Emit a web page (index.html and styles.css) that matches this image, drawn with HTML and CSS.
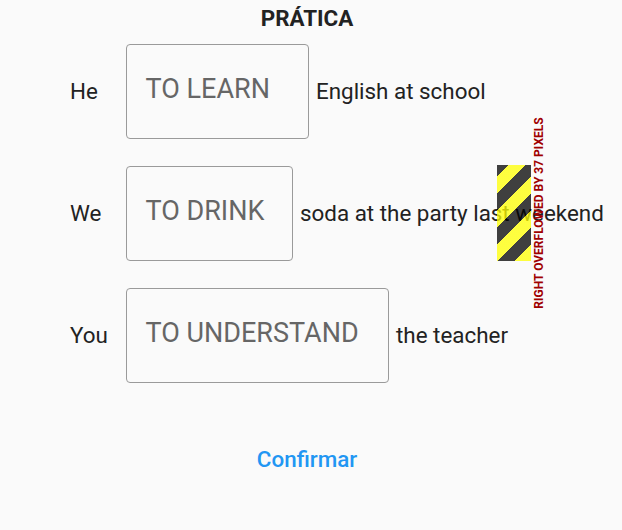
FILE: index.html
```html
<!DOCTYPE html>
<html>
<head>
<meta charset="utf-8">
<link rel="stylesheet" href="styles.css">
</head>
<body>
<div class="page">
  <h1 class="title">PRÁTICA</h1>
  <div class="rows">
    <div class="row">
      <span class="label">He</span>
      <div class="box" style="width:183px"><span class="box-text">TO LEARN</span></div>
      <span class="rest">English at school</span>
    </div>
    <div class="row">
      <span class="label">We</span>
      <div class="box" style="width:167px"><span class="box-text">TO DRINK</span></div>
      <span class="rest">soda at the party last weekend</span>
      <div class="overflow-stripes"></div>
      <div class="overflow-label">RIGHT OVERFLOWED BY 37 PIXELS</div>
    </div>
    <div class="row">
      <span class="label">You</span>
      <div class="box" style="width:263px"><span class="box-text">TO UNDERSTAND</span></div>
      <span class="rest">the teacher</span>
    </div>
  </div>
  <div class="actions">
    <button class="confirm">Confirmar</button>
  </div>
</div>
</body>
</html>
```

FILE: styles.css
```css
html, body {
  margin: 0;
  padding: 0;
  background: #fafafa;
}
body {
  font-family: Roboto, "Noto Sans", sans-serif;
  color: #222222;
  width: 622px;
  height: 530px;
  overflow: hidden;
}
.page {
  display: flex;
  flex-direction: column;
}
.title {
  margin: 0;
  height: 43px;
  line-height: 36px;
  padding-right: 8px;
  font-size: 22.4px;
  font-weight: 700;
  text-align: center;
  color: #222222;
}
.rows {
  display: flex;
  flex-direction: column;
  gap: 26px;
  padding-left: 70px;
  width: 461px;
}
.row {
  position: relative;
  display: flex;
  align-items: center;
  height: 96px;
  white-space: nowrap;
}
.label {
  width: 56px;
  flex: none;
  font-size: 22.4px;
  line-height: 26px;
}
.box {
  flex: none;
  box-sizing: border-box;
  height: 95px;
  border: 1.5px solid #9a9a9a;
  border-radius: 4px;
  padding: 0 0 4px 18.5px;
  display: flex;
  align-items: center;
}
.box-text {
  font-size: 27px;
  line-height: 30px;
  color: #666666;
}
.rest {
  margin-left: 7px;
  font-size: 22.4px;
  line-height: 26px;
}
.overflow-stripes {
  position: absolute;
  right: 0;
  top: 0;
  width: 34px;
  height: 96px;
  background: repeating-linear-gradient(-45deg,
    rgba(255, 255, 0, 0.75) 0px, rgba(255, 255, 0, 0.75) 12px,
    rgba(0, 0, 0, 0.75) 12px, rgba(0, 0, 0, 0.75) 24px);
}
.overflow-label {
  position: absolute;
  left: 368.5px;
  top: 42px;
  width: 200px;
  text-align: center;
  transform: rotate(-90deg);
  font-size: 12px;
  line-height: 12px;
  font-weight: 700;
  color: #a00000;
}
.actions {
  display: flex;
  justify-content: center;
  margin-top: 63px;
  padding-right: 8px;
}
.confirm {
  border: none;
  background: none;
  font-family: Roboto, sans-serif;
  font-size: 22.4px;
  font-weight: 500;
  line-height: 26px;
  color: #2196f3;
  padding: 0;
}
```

...

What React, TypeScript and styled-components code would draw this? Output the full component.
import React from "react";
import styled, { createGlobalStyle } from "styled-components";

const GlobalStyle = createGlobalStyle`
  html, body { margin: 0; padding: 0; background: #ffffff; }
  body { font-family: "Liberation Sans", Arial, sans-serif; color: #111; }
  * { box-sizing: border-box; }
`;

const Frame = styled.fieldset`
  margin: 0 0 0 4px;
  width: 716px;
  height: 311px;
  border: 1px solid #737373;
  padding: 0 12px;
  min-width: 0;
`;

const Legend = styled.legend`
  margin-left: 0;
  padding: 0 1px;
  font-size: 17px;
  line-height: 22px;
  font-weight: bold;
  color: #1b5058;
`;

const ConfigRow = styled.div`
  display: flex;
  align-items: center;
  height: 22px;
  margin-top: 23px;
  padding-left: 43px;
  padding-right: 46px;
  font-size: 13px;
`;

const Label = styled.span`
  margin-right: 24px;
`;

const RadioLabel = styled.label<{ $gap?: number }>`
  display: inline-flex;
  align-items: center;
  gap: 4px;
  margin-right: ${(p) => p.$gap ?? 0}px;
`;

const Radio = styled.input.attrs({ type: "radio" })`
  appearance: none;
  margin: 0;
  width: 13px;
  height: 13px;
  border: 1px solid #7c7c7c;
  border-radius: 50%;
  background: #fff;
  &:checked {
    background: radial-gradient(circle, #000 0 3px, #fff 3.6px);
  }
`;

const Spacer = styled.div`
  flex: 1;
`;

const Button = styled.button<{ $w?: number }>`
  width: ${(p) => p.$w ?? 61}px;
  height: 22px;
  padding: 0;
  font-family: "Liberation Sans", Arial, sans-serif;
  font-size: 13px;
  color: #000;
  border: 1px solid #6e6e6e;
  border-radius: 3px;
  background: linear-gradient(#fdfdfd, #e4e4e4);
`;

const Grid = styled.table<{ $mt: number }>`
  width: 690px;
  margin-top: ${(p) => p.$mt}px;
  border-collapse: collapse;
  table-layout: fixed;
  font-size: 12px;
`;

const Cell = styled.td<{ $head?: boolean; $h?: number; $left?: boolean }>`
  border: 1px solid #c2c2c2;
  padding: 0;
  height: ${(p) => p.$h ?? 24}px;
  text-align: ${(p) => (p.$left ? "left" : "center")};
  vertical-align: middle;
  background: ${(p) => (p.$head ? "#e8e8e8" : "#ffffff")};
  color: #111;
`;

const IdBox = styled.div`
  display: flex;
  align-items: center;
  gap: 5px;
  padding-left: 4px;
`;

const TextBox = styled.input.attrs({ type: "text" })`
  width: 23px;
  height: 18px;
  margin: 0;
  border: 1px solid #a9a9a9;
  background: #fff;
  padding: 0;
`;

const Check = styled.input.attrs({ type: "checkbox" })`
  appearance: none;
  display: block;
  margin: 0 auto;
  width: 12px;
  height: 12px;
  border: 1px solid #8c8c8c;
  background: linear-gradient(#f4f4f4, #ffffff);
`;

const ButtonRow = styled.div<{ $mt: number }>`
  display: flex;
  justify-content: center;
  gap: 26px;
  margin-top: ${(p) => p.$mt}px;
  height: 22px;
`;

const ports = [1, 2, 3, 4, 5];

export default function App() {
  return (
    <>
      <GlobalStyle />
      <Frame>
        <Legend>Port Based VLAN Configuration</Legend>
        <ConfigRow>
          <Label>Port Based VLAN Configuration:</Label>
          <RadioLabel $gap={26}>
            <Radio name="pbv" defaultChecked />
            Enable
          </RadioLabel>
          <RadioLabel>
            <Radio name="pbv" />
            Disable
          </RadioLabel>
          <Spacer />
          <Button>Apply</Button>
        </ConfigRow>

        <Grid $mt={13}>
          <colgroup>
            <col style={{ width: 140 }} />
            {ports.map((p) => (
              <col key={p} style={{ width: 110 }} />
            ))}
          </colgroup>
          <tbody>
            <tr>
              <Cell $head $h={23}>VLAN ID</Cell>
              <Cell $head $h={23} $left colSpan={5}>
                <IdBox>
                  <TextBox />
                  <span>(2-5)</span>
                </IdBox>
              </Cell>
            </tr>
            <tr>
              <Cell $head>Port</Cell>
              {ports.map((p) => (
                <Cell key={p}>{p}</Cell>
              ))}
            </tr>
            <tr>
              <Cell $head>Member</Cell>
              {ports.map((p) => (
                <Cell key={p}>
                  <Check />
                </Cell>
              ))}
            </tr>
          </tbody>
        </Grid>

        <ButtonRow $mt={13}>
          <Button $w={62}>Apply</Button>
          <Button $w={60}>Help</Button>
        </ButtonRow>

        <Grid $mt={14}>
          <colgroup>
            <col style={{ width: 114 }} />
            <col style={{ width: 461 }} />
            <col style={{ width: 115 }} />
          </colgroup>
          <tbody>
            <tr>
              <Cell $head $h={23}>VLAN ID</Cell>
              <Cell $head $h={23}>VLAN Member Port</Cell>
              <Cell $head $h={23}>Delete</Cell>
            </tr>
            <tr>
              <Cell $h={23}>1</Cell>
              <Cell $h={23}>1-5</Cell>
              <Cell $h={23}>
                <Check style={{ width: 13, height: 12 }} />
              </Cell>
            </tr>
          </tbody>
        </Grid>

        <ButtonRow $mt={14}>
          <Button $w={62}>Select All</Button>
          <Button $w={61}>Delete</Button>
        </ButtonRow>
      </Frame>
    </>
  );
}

Exercise directions:
In how many lines of the data does the string "page" appear? Give only the number.

Result of the task:
3